Short exercise -> Below are some records. Pull every line that contains the word "with".

Given information ->

/---

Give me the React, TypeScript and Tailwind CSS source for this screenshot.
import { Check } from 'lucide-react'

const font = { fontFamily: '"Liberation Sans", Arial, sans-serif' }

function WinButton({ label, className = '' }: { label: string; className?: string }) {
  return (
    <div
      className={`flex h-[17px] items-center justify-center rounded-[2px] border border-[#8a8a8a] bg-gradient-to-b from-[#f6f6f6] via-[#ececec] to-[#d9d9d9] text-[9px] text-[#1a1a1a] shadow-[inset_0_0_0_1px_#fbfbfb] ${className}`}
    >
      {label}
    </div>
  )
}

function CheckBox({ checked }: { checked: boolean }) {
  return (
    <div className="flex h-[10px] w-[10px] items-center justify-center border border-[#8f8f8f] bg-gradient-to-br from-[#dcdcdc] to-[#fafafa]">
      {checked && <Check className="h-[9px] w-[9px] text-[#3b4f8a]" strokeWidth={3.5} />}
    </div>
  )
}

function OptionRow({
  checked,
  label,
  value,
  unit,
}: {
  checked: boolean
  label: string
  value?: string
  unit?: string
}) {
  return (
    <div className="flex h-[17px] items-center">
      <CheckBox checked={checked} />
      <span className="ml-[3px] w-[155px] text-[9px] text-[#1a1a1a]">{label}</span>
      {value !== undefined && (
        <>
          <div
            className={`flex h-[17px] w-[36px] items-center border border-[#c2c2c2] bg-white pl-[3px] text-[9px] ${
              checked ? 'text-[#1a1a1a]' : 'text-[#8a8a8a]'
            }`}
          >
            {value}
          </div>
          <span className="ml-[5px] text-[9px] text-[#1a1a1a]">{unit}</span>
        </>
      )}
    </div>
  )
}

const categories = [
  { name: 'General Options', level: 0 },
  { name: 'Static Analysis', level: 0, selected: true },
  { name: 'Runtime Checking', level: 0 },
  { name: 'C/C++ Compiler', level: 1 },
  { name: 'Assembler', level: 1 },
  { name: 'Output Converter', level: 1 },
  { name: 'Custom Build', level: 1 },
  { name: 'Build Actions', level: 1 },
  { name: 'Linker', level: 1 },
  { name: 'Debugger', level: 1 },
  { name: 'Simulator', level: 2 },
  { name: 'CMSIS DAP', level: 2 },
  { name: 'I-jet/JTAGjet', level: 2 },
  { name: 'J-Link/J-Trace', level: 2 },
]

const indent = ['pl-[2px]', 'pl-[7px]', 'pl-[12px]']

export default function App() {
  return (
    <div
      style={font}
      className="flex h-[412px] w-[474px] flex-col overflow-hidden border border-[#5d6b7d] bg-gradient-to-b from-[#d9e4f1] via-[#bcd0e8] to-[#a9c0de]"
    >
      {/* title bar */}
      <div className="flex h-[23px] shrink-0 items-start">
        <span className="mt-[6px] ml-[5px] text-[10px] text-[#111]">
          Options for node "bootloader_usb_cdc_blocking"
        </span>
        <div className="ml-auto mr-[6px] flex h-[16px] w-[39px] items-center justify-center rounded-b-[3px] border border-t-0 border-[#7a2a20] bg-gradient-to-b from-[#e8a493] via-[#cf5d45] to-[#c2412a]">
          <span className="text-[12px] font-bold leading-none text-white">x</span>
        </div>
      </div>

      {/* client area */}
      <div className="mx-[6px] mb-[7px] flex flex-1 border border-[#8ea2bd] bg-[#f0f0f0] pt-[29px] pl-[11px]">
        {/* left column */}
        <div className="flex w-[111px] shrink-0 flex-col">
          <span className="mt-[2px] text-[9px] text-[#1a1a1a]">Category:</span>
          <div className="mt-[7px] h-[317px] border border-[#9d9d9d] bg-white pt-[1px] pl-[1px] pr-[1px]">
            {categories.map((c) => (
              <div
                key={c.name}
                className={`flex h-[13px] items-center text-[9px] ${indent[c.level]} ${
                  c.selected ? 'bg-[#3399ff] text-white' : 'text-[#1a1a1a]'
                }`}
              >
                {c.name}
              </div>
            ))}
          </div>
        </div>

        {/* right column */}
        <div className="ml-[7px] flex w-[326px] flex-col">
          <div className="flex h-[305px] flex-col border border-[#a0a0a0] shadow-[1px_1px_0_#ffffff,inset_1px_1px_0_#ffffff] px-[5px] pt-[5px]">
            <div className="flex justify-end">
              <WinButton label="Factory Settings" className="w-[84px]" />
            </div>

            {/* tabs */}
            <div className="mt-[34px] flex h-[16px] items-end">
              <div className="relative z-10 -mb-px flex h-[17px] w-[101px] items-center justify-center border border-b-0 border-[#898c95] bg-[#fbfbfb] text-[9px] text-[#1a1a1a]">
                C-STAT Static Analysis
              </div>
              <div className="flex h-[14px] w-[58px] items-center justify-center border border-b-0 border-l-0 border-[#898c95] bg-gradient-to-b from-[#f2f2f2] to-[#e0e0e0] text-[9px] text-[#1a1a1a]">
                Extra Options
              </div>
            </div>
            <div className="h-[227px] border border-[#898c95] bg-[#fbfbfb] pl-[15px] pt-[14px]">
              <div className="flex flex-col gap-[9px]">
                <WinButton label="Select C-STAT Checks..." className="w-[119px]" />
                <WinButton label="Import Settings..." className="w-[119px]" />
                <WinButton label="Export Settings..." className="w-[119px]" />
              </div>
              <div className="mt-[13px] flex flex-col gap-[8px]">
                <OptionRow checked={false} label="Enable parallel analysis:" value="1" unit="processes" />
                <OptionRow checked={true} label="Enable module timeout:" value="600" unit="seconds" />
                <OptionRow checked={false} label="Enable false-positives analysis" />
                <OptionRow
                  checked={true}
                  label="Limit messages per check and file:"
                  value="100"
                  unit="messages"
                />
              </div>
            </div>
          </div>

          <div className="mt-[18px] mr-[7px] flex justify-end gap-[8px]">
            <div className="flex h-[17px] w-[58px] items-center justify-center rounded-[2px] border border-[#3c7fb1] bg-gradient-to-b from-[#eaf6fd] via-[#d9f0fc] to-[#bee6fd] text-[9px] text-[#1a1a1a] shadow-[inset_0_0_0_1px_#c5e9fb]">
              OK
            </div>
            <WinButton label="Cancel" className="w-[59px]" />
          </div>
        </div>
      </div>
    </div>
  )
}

\---
/---

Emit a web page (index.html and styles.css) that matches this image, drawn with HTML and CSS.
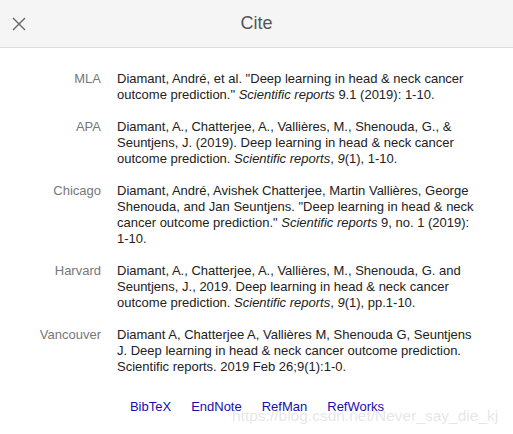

\---
/---

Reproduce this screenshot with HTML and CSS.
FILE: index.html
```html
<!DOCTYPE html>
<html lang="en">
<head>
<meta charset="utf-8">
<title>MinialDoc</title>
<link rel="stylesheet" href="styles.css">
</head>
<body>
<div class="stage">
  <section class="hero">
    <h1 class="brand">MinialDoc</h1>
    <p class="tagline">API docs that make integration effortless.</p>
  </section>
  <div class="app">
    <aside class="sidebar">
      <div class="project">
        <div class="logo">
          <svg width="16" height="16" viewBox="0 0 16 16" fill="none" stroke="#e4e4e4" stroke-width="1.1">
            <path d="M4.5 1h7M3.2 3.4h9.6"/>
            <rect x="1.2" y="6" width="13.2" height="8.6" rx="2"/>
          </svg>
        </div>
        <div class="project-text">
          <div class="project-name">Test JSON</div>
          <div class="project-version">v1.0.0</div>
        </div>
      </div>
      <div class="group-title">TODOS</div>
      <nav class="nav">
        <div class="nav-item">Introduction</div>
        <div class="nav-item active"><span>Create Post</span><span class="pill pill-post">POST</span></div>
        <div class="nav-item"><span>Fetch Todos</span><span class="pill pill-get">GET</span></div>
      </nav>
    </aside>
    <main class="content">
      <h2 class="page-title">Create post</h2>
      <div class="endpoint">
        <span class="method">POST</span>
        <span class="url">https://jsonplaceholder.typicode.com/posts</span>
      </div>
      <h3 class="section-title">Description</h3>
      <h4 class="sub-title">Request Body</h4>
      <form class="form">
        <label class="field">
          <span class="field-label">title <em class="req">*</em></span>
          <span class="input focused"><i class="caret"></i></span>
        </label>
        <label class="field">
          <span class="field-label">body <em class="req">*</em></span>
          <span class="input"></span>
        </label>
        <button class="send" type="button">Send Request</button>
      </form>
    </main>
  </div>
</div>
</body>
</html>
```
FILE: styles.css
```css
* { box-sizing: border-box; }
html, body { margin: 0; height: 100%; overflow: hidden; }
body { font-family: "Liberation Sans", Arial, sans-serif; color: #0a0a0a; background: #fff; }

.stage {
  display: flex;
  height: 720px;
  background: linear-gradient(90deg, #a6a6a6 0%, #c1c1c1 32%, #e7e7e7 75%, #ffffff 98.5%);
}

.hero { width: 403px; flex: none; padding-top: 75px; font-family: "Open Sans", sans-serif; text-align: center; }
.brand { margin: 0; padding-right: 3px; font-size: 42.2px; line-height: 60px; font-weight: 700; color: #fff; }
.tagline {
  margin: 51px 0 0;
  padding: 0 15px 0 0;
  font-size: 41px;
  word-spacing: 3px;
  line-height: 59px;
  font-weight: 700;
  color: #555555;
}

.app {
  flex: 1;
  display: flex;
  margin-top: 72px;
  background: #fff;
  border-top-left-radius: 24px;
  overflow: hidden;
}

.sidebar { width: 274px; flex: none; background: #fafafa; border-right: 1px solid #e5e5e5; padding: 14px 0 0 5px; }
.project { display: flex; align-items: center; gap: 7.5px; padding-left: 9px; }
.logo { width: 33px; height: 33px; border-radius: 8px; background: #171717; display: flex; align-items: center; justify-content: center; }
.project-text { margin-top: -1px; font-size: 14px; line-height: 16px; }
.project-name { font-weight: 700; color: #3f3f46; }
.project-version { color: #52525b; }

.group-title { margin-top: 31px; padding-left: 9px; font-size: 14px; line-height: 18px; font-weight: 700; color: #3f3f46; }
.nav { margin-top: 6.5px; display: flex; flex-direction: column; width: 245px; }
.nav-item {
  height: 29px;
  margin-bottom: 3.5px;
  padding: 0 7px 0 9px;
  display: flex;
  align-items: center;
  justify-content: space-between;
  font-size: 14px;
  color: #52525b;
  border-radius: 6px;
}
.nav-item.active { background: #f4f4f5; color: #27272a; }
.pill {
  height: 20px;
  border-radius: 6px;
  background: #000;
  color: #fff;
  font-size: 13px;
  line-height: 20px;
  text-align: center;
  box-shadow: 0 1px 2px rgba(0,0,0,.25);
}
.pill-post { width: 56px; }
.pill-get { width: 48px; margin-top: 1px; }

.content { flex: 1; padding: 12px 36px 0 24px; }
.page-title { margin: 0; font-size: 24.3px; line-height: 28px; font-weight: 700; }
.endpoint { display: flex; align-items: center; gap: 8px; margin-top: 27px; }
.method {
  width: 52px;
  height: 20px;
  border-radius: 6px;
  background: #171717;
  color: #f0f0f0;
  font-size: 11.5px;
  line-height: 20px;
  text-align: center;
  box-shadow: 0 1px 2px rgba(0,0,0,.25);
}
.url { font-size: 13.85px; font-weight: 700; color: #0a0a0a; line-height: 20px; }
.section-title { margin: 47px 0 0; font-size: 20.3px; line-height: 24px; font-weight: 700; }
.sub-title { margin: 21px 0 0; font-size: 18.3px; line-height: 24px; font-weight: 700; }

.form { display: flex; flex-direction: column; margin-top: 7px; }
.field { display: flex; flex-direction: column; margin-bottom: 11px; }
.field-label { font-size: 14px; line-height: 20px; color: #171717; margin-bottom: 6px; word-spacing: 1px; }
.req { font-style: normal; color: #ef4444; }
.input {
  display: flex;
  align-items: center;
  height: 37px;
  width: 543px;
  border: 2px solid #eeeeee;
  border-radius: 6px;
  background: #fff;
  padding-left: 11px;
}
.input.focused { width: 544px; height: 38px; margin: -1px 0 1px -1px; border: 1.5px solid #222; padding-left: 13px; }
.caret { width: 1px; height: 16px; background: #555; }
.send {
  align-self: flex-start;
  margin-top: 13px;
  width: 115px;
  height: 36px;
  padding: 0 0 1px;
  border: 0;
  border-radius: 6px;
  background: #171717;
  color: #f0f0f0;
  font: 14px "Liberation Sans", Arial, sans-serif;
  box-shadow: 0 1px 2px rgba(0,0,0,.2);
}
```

\---

Response below ->
Emit a web page (index.html and styles.css) that matches this image, drawn with HTML and CSS.
Reproduce this screenshot with HTML and CSS.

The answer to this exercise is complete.